A “Kluntje” is placed in each cup. Carefully the tea is poured over the sugar while one enjoys the crackling sound of the bursting sugar crystals. Then using a special Rohmlepel spoon (my antique cream ladle worked just fine) a bit of cream (yes real cream, not milk) is carefully placed on the surface of the tea. The cream sinks into the tea and then rises again to the surface like a “Wulkje” (a little white cloud). The tea is not stirred. It is customary to drink 3 cups.
To enjoy with tea today is an edible raspberry Lipstick. You just twist the lipstick case to raise the lipstick up to eat it. I love to serve this fun surprise! Of course, mine aren’t poison!! To enjoy with it are delicious Schogetten chocolates from Germany.

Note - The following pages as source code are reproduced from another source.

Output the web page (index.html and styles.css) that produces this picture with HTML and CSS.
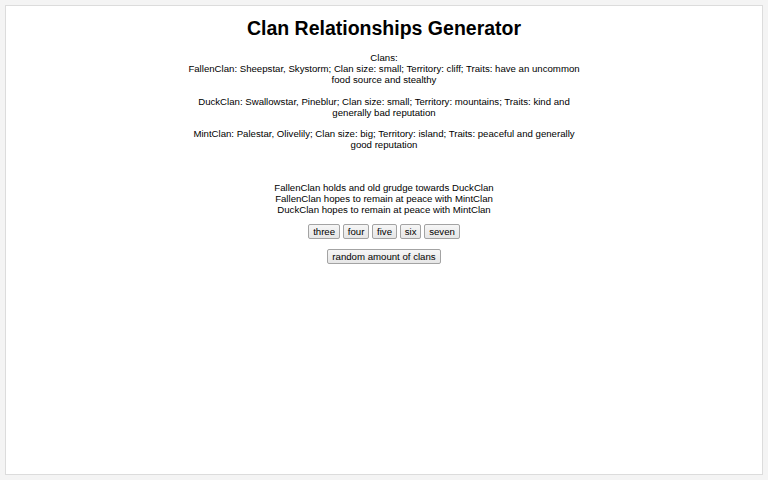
FILE: index.html
```html
<!DOCTYPE html>
<html lang="en">
<head>
	<meta charset="UTF-8">
	<title>Clan Relationships Generator</title>
	<link rel="stylesheet" href="styles.css">
</head>
<body>
	<main class="page">
		<h1>Clan Relationships Generator</h1>

		<section class="clans">
			<p>Clans:<br>FallenClan: Sheepstar, Skystorm; Clan size: small; Territory: cliff; Traits: have an uncommon food source and stealthy</p>
			<p>DuckClan: Swallowstar, Pineblur; Clan size: small; Territory: mountains; Traits: kind and generally bad reputation</p>
			<p>MintClan: Palestar, Olivelily; Clan size: big; Territory: island; Traits: peaceful and generally good reputation</p>
		</section>

		<section class="relations">
			<p>FallenClan holds and old grudge towards DuckClan<br>FallenClan hopes to remain at peace with MintClan<br>DuckClan hopes to remain at peace with MintClan</p>
		</section>

		<div class="counts">
			<button>three</button>
			<button>four</button>
			<button>five</button>
			<button>six</button>
			<button>seven</button>
		</div>

		<div class="random">
			<button>random amount of clans</button>
		</div>
	</main>
</body>
</html>
```

FILE: styles.css
```css
html, body {
	margin: 0;
	height: 100%;
}

body {
	box-sizing: border-box;
	padding: 5px;

	background: #f4f4f4;

	font-family: 'Liberation Sans', Arial, sans-serif;
	font-size: 9.65px;
	color: #000;
}

.page {
	box-sizing: border-box;
	height: 100%;
	padding-top: 11px;

	background: #fff;
	border: 1px solid #dcdcdc;

	text-align: center;
}

h1 {
	margin: 0 0 12px;

	font-size: 19.5px;
	line-height: 23px;
}

.clans,
.relations {
	width: 398px;
	margin: 0 auto;
}

p {
	margin: 0 0 10.5px;
	line-height: 11px;
}

.relations {
	margin-top: 32px;
}

.counts {
	margin-top: -2px;
}

.random {
	margin-top: 10px;
}

button {
	margin: 0;
	padding: 1px 4px;

	font-family: inherit;
	font-size: 9.65px;
	line-height: 11px;
	color: #000;

	background: linear-gradient(#f6f6f6, #e6e6e6);
	border: 1px solid #a3a3a3;
	border-radius: 2px;
}
```
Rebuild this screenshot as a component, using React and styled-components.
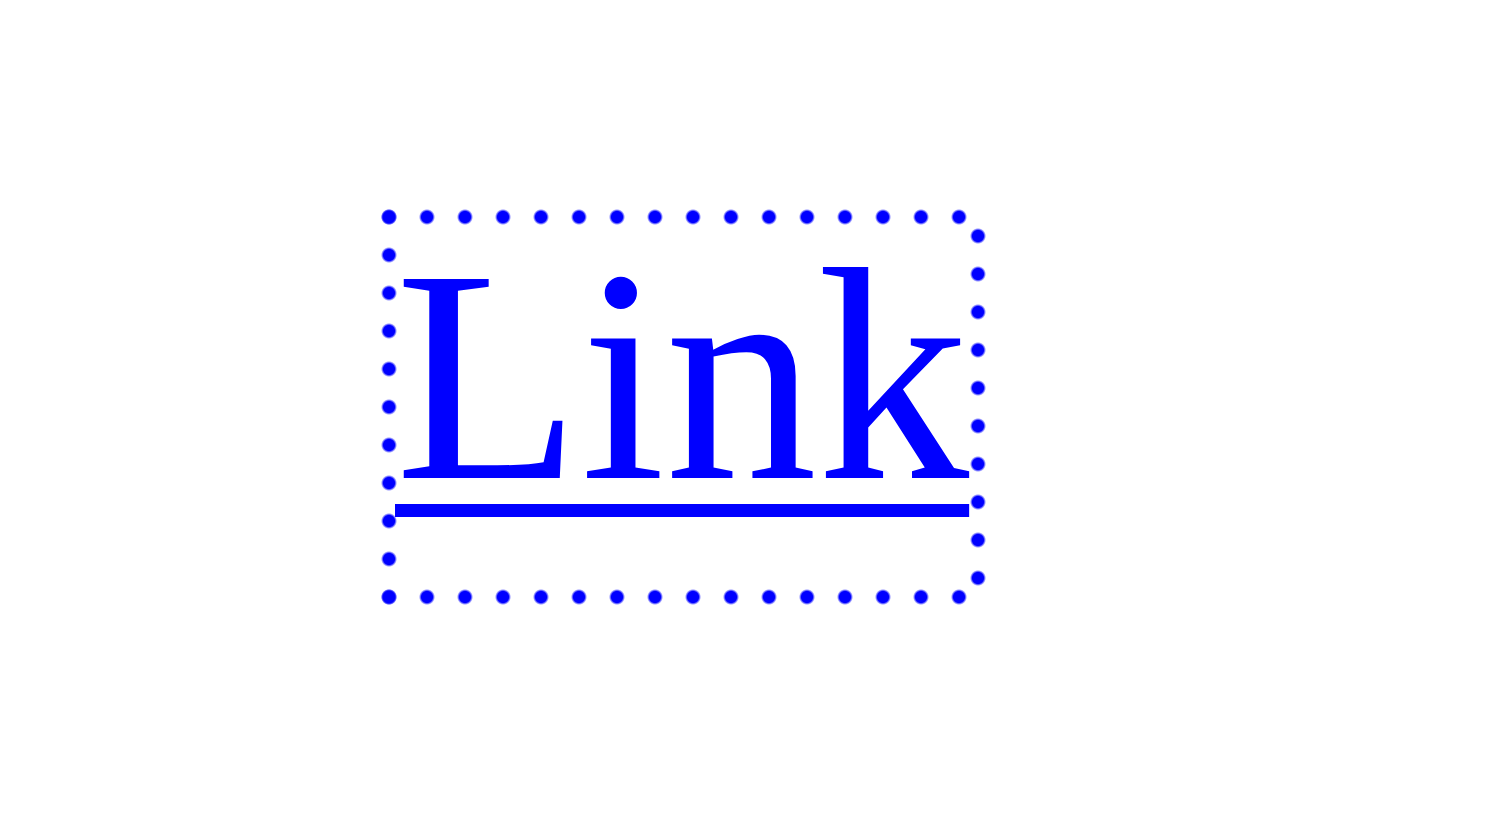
import React from 'react';
import styled, { createGlobalStyle } from 'styled-components';

const GlobalStyle = createGlobalStyle`
  html, body {
    margin: 0;
    background: #fff;
  }
`

const LINK_BLUE = '#0000ff'
const dot = `radial-gradient(circle 8px, ${LINK_BLUE} 70%, rgba(0,0,255,0) 100%)`

function App() {
  return (
    <>
      <GlobalStyle />
      <Page>
        <FocusRing>
          <TextLink href="#">Link</TextLink>
        </FocusRing>
      </Page>
    </>
  )
}

export default App

const Page = styled.main`
  width: 1500px;
  height: 835px;
  box-sizing: border-box;
  padding: 209px 0 0 381px;
  display: flex;
  align-items: flex-start;
`

// dotted focus outline, drawn as rows of round dots along each edge
const FocusRing = styled.div`
  width: 605px;
  height: 396px;
  box-sizing: border-box;
  padding-left: 14px;
  display: flex;
  align-items: flex-start;
  background-image: ${dot}, ${dot}, ${dot}, ${dot};
  background-size: 38px 16px, 38px 16px, 16px 38px, 16px 38px;
  background-repeat: repeat-x, repeat-x, repeat-y, repeat-y;
  background-position: -11px 0, -11px 100%, 0 -11px, 100% 8px;
`

const TextLink = styled.a`
  font-family: "Liberation Serif", "Times New Roman", serif;
  font-size: 304px;
  line-height: 334px;
  color: ${LINK_BLUE};
  text-decoration: underline;
  text-decoration-thickness: 13px;
  text-underline-offset: 26px;
  outline: none;
`
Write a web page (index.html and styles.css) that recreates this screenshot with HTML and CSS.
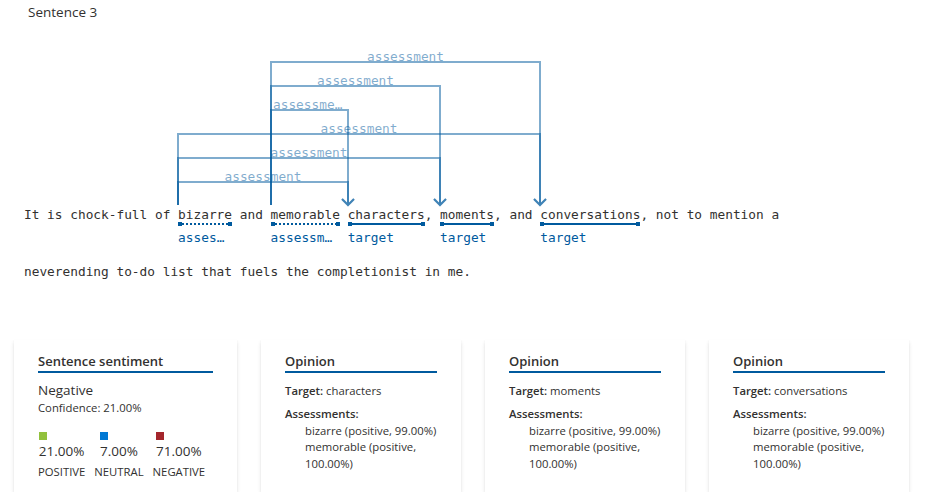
FILE: index.html
```html
<!DOCTYPE html>
<html lang="en">
<head>
    <meta charset="UTF-8">
    <meta name="viewport" content="width=device-width, initial-scale=1.0">
    <title>Sentence 3</title>
    <link rel="stylesheet" href="styles.css">
</head>
<body>

    <div class="sentence-header">Sentence 3</div>

    <div class="sentence">
        <!-- opinion relations: assessment -> target -->
        <svg class="arcs" width="933" height="190" viewBox="0 0 933 190">
            <g fill="none" stroke="#005a9e" stroke-opacity="0.5" stroke-width="2">
                <path d="M271 184V41H540V184M534 178L540 184L546 178"/>
                <path d="M271 184V65H440V184M434 178L440 184L446 178"/>
                <path d="M271 184V89H348V184M342 178L348 184L354 178"/>
                <path d="M178 184V113H540V184M534 178L540 184L546 178"/>
                <path d="M178 184V137H440V184M434 178L440 184L446 178"/>
                <path d="M178 184V161H348V184M342 178L348 184L354 178"/>
            </g>
        </svg>
        <div class="arc-label" style="left:271px;top:28px;width:269px">assessment</div>
        <div class="arc-label" style="left:271px;top:52px;width:169px">assessment</div>
        <div class="arc-label" style="left:271px;top:76px;width:77px">assessment</div>
        <div class="arc-label" style="left:178px;top:100px;width:362px">assessment</div>
        <div class="arc-label" style="left:178px;top:124px;width:262px">assessment</div>
        <div class="arc-label" style="left:178px;top:148px;width:170px">assessment</div>

        <div class="line">It is chock-full of <span class="tok tok-assess"><span class="tok-word">bizarre</span><span class="tok-bar"></span><span class="tok-tag">assessment</span></span> and <span class="tok tok-assess"><span class="tok-word">memorable</span><span class="tok-bar"></span><span class="tok-tag">assessment</span></span> <span class="tok"><span class="tok-word">characters</span><span class="tok-bar"></span><span class="tok-tag">target</span></span>, <span class="tok"><span class="tok-word">moments</span><span class="tok-bar"></span><span class="tok-tag">target</span></span>, and <span class="tok"><span class="tok-word">conversations</span><span class="tok-bar"></span><span class="tok-tag">target</span></span>, not to mention a</div>
        <div class="line line-next">neverending to-do list that fuels the completionist in me.</div>
    </div>

    <div class="cards">
        <div class="card card-sentiment">
            <div class="card-title">Sentence sentiment</div>
            <div class="sentiment-label">Negative</div>
            <div class="confidence">Confidence: 21.00%</div>
            <div class="dist">
                <div class="dist-col">
                    <div class="dist-val">
                        <span class="swatch swatch-positive"></span>
                        <span class="pct">21.00%</span>
                    </div>
                    <div class="dist-name">POSITIVE</div>
                </div>
                <div class="dist-col">
                    <div class="dist-val">
                        <span class="swatch swatch-neutral"></span>
                        <span class="pct">7.00%</span>
                    </div>
                    <div class="dist-name">NEUTRAL</div>
                </div>
                <div class="dist-col">
                    <div class="dist-val">
                        <span class="swatch swatch-negative"></span>
                        <span class="pct">71.00%</span>
                    </div>
                    <div class="dist-name">NEGATIVE</div>
                </div>
            </div>
        </div>

        <div class="card">
            <div class="card-title">Opinion</div>
            <div class="opinion-target"><b>Target:</b> characters</div>
            <div class="opinion-heading">Assessments:</div>
            <ul class="assess-list">
                <li>bizarre (positive, 99.00%)</li>
                <li>memorable (positive, 100.00%)</li>
            </ul>
        </div>

        <div class="card">
            <div class="card-title">Opinion</div>
            <div class="opinion-target"><b>Target:</b> moments</div>
            <div class="opinion-heading">Assessments:</div>
            <ul class="assess-list">
                <li>bizarre (positive, 99.00%)</li>
                <li>memorable (positive, 100.00%)</li>
            </ul>
        </div>

        <div class="card">
            <div class="card-title">Opinion</div>
            <div class="opinion-target"><b>Target:</b> conversations</div>
            <div class="opinion-heading">Assessments:</div>
            <ul class="assess-list">
                <li>bizarre (positive, 99.00%)</li>
                <li>memorable (positive, 100.00%)</li>
            </ul>
        </div>
    </div>

</body>
</html>
```

FILE: styles.css
```css
:root {
    --text: #323130;
    --theme-dark: #005a9e;
    --arc: rgba(0, 90, 158, 0.5);
    --mono: "DejaVu Sans Mono", "Liberation Mono", monospace;
}

* {
    margin: 0;
    padding: 0;
    box-sizing: border-box;
}

body {
    background: #fff;
    color: var(--text);
    font-family: "Open Sans", "Noto Sans", sans-serif;
    font-size: 11.3px;
    width: 933px;
}

.sentence-header {
    padding: 3px 28px 0;
    font-size: 13.5px;
    line-height: 18px;
}

/* sentence with relation arcs */
.sentence {
    position: relative;
    padding-top: 186px;
    font-family: var(--mono);
    font-size: 12.8px;
}

.arcs {
    position: absolute;
    top: 0;
    left: 0;
}

.arc-label {
    position: absolute;
    height: 15px;
    line-height: 15px;
    padding: 0 2px;
    text-align: center;
    white-space: nowrap;
    overflow: hidden;
    text-overflow: ellipsis;
    color: var(--arc);
}

.line {
    padding-left: 24px;
    line-height: 16px;
    white-space: pre;
}

.line-next {
    margin-top: 17px;
}

.tok {
    display: inline-flex;
    flex-direction: column;
    vertical-align: baseline;
}

.tok-word {
    line-height: 16px;
}

.tok-bar {
    position: relative;
    height: 2px;
    background: var(--theme-dark);
}

.tok-assess .tok-bar {
    background: repeating-linear-gradient(90deg, var(--theme-dark) 0 2px, transparent 2px 4px);
}

.tok-bar::before,
.tok-bar::after {
    content: "";
    position: absolute;
    top: -1px;
    width: 4px;
    height: 4px;
    background: var(--theme-dark);
}

.tok-bar::before {
    left: 0;
}

.tok-bar::after {
    right: 0;
}

.tok-tag {
    width: 0;
    min-width: 100%;
    margin-top: 4px;
    padding-right: 2px;
    line-height: 18px;
    color: var(--theme-dark);
    white-space: nowrap;
    overflow: hidden;
    text-overflow: ellipsis;
}

/* cards */
.cards {
    display: flex;
    gap: 24px;
    margin-top: 60px;
    padding: 0 14px;
}

.card {
    width: 200px;
    padding: 12px 24px;
    background: #fff;
    box-shadow: 0 1.6px 3.6px rgba(0, 0, 0, 0.13), 0 0.3px 0.9px rgba(0, 0, 0, 0.11);
}

.card-sentiment {
    width: 223px;
}

.card-title {
    font-size: 13px;
    font-weight: 600;
    line-height: 19px;
    border-bottom: 2px solid var(--theme-dark);
}

.sentiment-label {
    margin-top: 7px;
    font-size: 13.5px;
    line-height: 20px;
}

.confidence {
    line-height: 16px;
}

.dist {
    display: flex;
    gap: 9px;
    margin-top: 16px;
}

.dist-col {
    display: flex;
    flex-direction: column;
    align-items: center;
}

.dist-val {
    display: flex;
    flex-direction: column;
    align-items: flex-start;
}

.swatch {
    width: 8px;
    height: 8px;
}

.swatch-positive {
    background: #92c13d;
}

.swatch-neutral {
    background: #0078d4;
}

.swatch-negative {
    background: #a4262c;
}

.pct {
    margin-top: 1px;
    font-size: 13.5px;
    line-height: 20px;
}

.dist-name {
    margin-top: 3px;
    line-height: 16px;
}

.opinion-target {
    margin-top: 10px;
    line-height: 16px;
}

.opinion-target b,
.opinion-heading {
    font-weight: 600;
}

.opinion-heading {
    margin-top: 7px;
    line-height: 16.5px;
}

.assess-list {
    list-style: none;
    padding-left: 20px;
    margin-right: -6px;
    line-height: 16.5px;
}
```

My jewelry today is a vintage poison ring which can conceal either a poison pill or an antidote. A poison ring is a type of ring with a container under the bezel or inside the bezel itself that could be used to hold poison or another substance. They became popular in Europe during the sixteenth century. The poison ring was used either to slip poison into an enemy's food or drink, or to facilitate the suicide of the wearer in order to escape capture or torture. Mine is certainly not used for either…just part of a collection of fun things. I doubt that it was from the London jeweler whose ring box it is in, but that is how it was presented to me years ago.
I hope you enjoyed our tea time today as much as I did.
Cheers and Happy Sipping!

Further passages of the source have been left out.